(Entries with page source code)
— BEGIN —
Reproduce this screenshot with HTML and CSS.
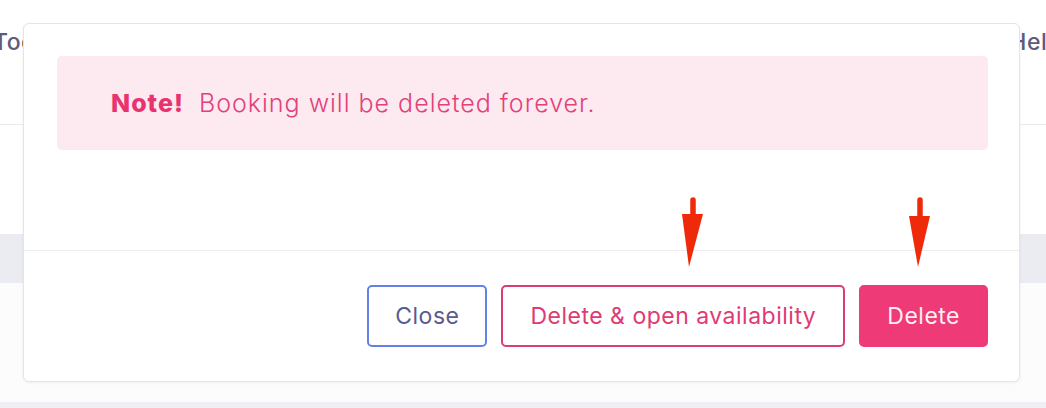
FILE: index.html
```html
<!DOCTYPE html>
<html lang="en">
<head>
<meta charset="utf-8">
<title>Delete booking</title>
<link rel="stylesheet" href="styles.css">
</head>
<body>
<div class="page">
  <header class="topbar">
    <span class="nav-item nav-left">Tools</span>
    <span class="nav-item nav-right">Help</span>
  </header>
  <div class="spacer"></div>
  <div class="band"></div>
  <div class="rows"></div>
  <div class="footer-band"></div>

  <div class="modal" role="dialog">
    <div class="modal-body">
      <div class="note">
        <strong class="note-label">Note!</strong>
        <span class="note-text">Booking will be deleted forever.</span>
      </div>
    </div>
    <div class="modal-footer">
      <button class="btn btn-close">Close</button>
      <button class="btn btn-outline-danger">Delete &amp; open availability</button>
      <button class="btn btn-danger">Delete</button>
    </div>
  </div>

  <svg class="arrow arrow-1" width="30" height="74" viewBox="0 0 30 74">
    <line x1="13" y1="4" x2="13" y2="20" stroke="#ee2a0a" stroke-width="5.5" stroke-linecap="round"/>
    <polygon points="2,18 23,18 9,71" fill="#ee2a0a"/>
  </svg>
  <svg class="arrow arrow-2" width="30" height="74" viewBox="0 0 30 74">
    <line x1="13" y1="4" x2="13" y2="21" stroke="#ee2a0a" stroke-width="5.5" stroke-linecap="round"/>
    <polygon points="2,20 23,20 11,71" fill="#ee2a0a"/>
  </svg>
</div>
</body>
</html>
```

FILE: styles.css
```css
* { box-sizing: border-box; }

html, body {
  margin: 0;
  padding: 0;
  background: #ffffff;
  overflow: hidden;
}

body {
  font-family: Inter, "Noto Sans", sans-serif;
}

.page {
  position: relative;
  width: 1046px;
  height: 408px;
  overflow: hidden;
  display: flex;
  flex-direction: column;
}

.topbar {
  height: 125px;
  flex: none;
  border-bottom: 1px solid #e9e9ee;
  display: flex;
  justify-content: space-between;
  align-items: flex-start;
  padding-top: 28px;
}

.nav-item {
  font-size: 23px;
  letter-spacing: 0.5px;
  color: #5d5c7e;
  font-weight: 500;
  white-space: nowrap;
}

.nav-left { margin-left: -7px; }
.nav-right { margin-right: -16px; }

.spacer { height: 109px; flex: none; }

.band {
  height: 49px;
  flex: none;
  background: #ebebf2;
}

.rows {
  flex: 1;
  background: #fcfcfd;
}

.footer-band {
  height: 6px;
  flex: none;
  background: #f0f0f4;
}

.modal {
  position: absolute;
  top: 23px;
  left: 23px;
  width: 997px;
  height: 359px;
  background: #ffffff;
  border: 1px solid #e4e4ea;
  border-radius: 6px;
  box-shadow: 0 1px 3px rgba(40, 40, 70, 0.06);
  display: flex;
  flex-direction: column;
}

.modal-body {
  height: 226px;
  flex: none;
  padding: 32px 31px 0 33px;
}

.note {
  height: 94px;
  background: #fde9f0;
  border-radius: 5px;
  display: flex;
  align-items: center;
  padding-left: 54px;
  font-size: 25px;
  letter-spacing: 1px;
  color: #e2417a;
}

.note-label {
  font-weight: 800;
  color: #e8336f;
  margin-right: 15px;
}

.note-text {
  font-weight: 300;
}

.modal-footer {
  flex: 1;
  border-top: 1px solid #ececf0;
  display: flex;
  justify-content: flex-end;
  align-items: flex-start;
  gap: 14px;
  padding: 34px 31px 0 0;
}

.btn {
  height: 62px;
  padding: 0 26px;
  border-radius: 5px;
  border: 2px solid transparent;
  background: #ffffff;
  font-family: inherit;
  font-size: 23px;
  letter-spacing: 0.5px;
  font-weight: 400;
  cursor: pointer;
}

.btn-close {
  border-color: #6282e6;
  color: #5c5a8e;
}

.btn-outline-danger {
  padding: 0 27px;
  border-color: #dc3c72;
  color: #e03a73;
}

.btn-danger {
  background: #ef3a78;
  border-color: #ef3a78;
  color: #fdeef4;
}

.arrow {
  position: absolute;
}

.arrow-1 { left: 680px; top: 196px; }
.arrow-2 { left: 907px; top: 196px; }
```
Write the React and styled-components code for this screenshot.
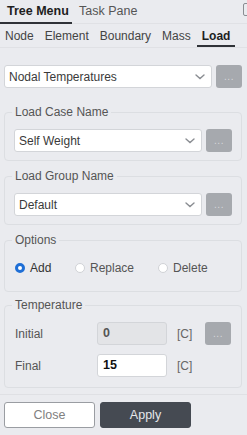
import React from 'react';
import styled, { createGlobalStyle } from 'styled-components';

const Global = createGlobalStyle`
  html, body {
    margin: 0;
    padding: 0;
    background: #eaebef;
  }
  * {
    box-sizing: border-box;
  }
`;

const Panel = styled.div`
  width: 247px;
  height: 435px;
  background: #eaebef;
  font-family: 'Liberation Sans', Arial, sans-serif;
  font-size: 12px;
  color: #444;
  overflow: hidden;
  display: flex;
  flex-direction: column;
`;

const TopTabs = styled.div`
  display: flex;
  align-items: stretch;
  height: 24px;
  position: relative;
  border-bottom: 1px solid #e0e1e5;
`;

const TopTab = styled.div`
  padding: 4px 7px 0;
  width: ${p => p.w}px;
  white-space: nowrap;
  font-weight: ${p => (p.active ? 700 : 400)};
  color: ${p => (p.active ? '#1e1e1e' : '#555')};
  font-size: 12.5px;
  border-bottom: 2px solid ${p => (p.active ? '#2f3237' : 'transparent')};
  margin-bottom: -1px;
`;

const CornerIcon = styled.div`
  position: absolute;
  right: -6px;
  top: 3px;
  width: 10px;
  height: 13px;
  border: 1.5px solid #8a8d92;
  border-radius: 2px;
`;

const SubTabs = styled.div`
  display: flex;
  height: 24px;
  border-bottom: 1px solid #e0e1e5;
`;

const SubTab = styled.div`
  padding: 5px 5px 0;
  margin-right: 1px;
  white-space: nowrap;
  font-weight: ${p => (p.active ? 700 : 400)};
  color: ${p => (p.active ? '#1e1e1e' : '#444')};
  font-size: 12px;
  border-bottom: 2px solid ${p => (p.active ? '#2f3237' : 'transparent')};
`;

const Body = styled.div`
  padding: 17px 5px 0 4px;
  display: flex;
  flex-direction: column;
`;

const Row = styled.div`
  display: flex;
  align-items: center;
  gap: 4px;
`;

const Select = styled.div`
  flex: 1;
  height: 23px;
  background: #fff;
  border: 1px solid #d3d5d9;
  border-radius: 3px;
  display: flex;
  align-items: center;
  justify-content: space-between;
  padding: 0 6px 0 4px;
  color: #3a3a3a;
`;

const DotsButton = styled.div`
  width: 26px;
  height: 23px;
  border-radius: 3px;
  background: #a6a9ae;
  color: #d6d8db;
  font-size: 10px;
  display: flex;
  align-items: flex-end;
  justify-content: center;
  padding-bottom: 6px;
  letter-spacing: 0.5px;
`;

const Group = styled.fieldset`
  margin: ${p => p.top}px 0 0;
  padding: 10px 9px ${p => p.pb}px 9px;
  border: 1px solid #dcdee2;
  border-radius: 4px;
  min-width: 0;
`;

const Legend = styled.legend`
  padding: 0 3px;
  margin-left: -2px;
  color: #555;
  font-size: 12px;
`;

const RadioRow = styled.div`
  display: flex;
  align-items: center;
  padding: 4px 0 3px 1px;
`;

const Radio = styled.label`
  display: flex;
  align-items: center;
  gap: 5px;
  width: ${p => p.w}px;
  color: ${p => (p.checked ? '#333' : '#555')};
`;

const RadioDot = styled.span`
  width: 10px;
  height: 10px;
  border-radius: 50%;
  background: #fff;
  border: ${p => (p.checked ? '3px solid #1f6fd6' : '1px solid #d0d2d6')};
`;

const FieldRow = styled.div`
  display: flex;
  align-items: center;
  height: 23px;
  margin-top: ${p => p.mt}px;
`;

const FieldLabel = styled.div`
  width: 83px;
  padding-left: 1px;
  color: #555;
`;

const Input = styled.div`
  width: 70px;
  height: 23px;
  border-radius: 3px;
  border: 1px solid #d3d5d9;
  background: ${p => (p.disabled ? '#e3e4e7' : '#fff')};
  color: ${p => (p.disabled ? '#555' : '#111')};
  font-weight: 700;
  font-size: 12.5px;
  padding: 3px 0 0 5px;
`;

const Unit = styled.div`
  width: 38px;
  padding-left: 10px;
  color: #666;
`;

const Footer = styled.div`
  margin-top: 6px;
  border-top: 1px solid #dfe0e4;
  padding: 7px 4px 0;
  display: flex;
  gap: 5px;
`;

const Button = styled.div`
  width: 91px;
  height: 26px;
  border-radius: 3px;
  display: flex;
  align-items: center;
  justify-content: center;
  font-size: 12.5px;
  background: ${p => (p.primary ? '#454a52' : '#fff')};
  color: ${p => (p.primary ? '#e6e7ea' : '#808080')};
  border: 1px solid ${p => (p.primary ? '#454a52' : '#9a9da2')};
`;

const Chevron = () => (
  <svg width="10" height="6" viewBox="0 0 10 6">
    <path d="M1 1l4 3.5L9 1" fill="none" stroke="#8a8d92" strokeWidth="1.4" strokeLinecap="round" />
  </svg>
);

const Dropdown = ({ value }) => (
  <Row>
    <Select>
      <span>{value}</span>
      <Chevron />
    </Select>
    <DotsButton>...</DotsButton>
  </Row>
);

export default function App() {
  return (
    <>
      <Global />
      <Panel>
        <TopTabs>
          <TopTab active w={72}>Tree Menu</TopTab>
          <TopTab w={80}>Task Pane</TopTab>
          <CornerIcon />
        </TopTabs>
        <SubTabs>
          <SubTab>Node</SubTab>
          <SubTab>Element</SubTab>
          <SubTab>Boundary</SubTab>
          <SubTab>Mass</SubTab>
          <SubTab active>Load</SubTab>
        </SubTabs>
        <Body>
          <Dropdown value="Nodal Temperatures" />
          <Group top={17} pb={8}>
            <Legend>Load Case Name</Legend>
            <Dropdown value="Self Weight" />
          </Group>
          <Group top={8} pb={8}>
            <Legend>Load Group Name</Legend>
            <Dropdown value="Default" />
          </Group>
          <Group top={8} pb={13}>
            <Legend>Options</Legend>
            <RadioRow>
              <Radio checked w={60}><RadioDot checked />Add</Radio>
              <Radio w={83}><RadioDot />Replace</Radio>
              <Radio><RadioDot />Delete</Radio>
            </RadioRow>
          </Group>
          <Group top={6} pb={10}>
            <Legend>Temperature</Legend>
            <FieldRow mt={0}>
              <FieldLabel>Initial</FieldLabel>
              <Input disabled>0</Input>
              <Unit>[C]</Unit>
              <DotsButton>...</DotsButton>
            </FieldRow>
            <FieldRow mt={9}>
              <FieldLabel>Final</FieldLabel>
              <Input>15</Input>
              <Unit>[C]</Unit>
            </FieldRow>
          </Group>
        </Body>
        <Footer>
          <Button>Close</Button>
          <Button primary>Apply</Button>
        </Footer>
      </Panel>
    </>
  );
}
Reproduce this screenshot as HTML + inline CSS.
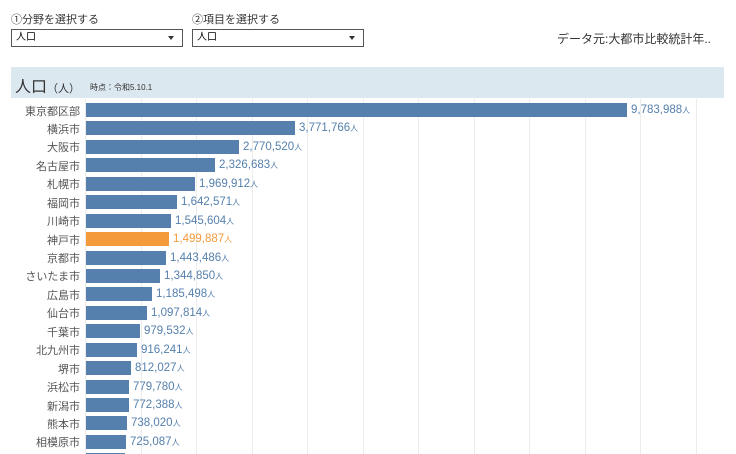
— END —
GIVEN INSTRUCTION:
Look through the data and gather every line with the string "screenshot" in it.

THE RESULT:
Reproduce this screenshot with HTML and CSS.
Write the React and styled-components code for this screenshot.
Reproduce this screenshot as HTML + inline CSS.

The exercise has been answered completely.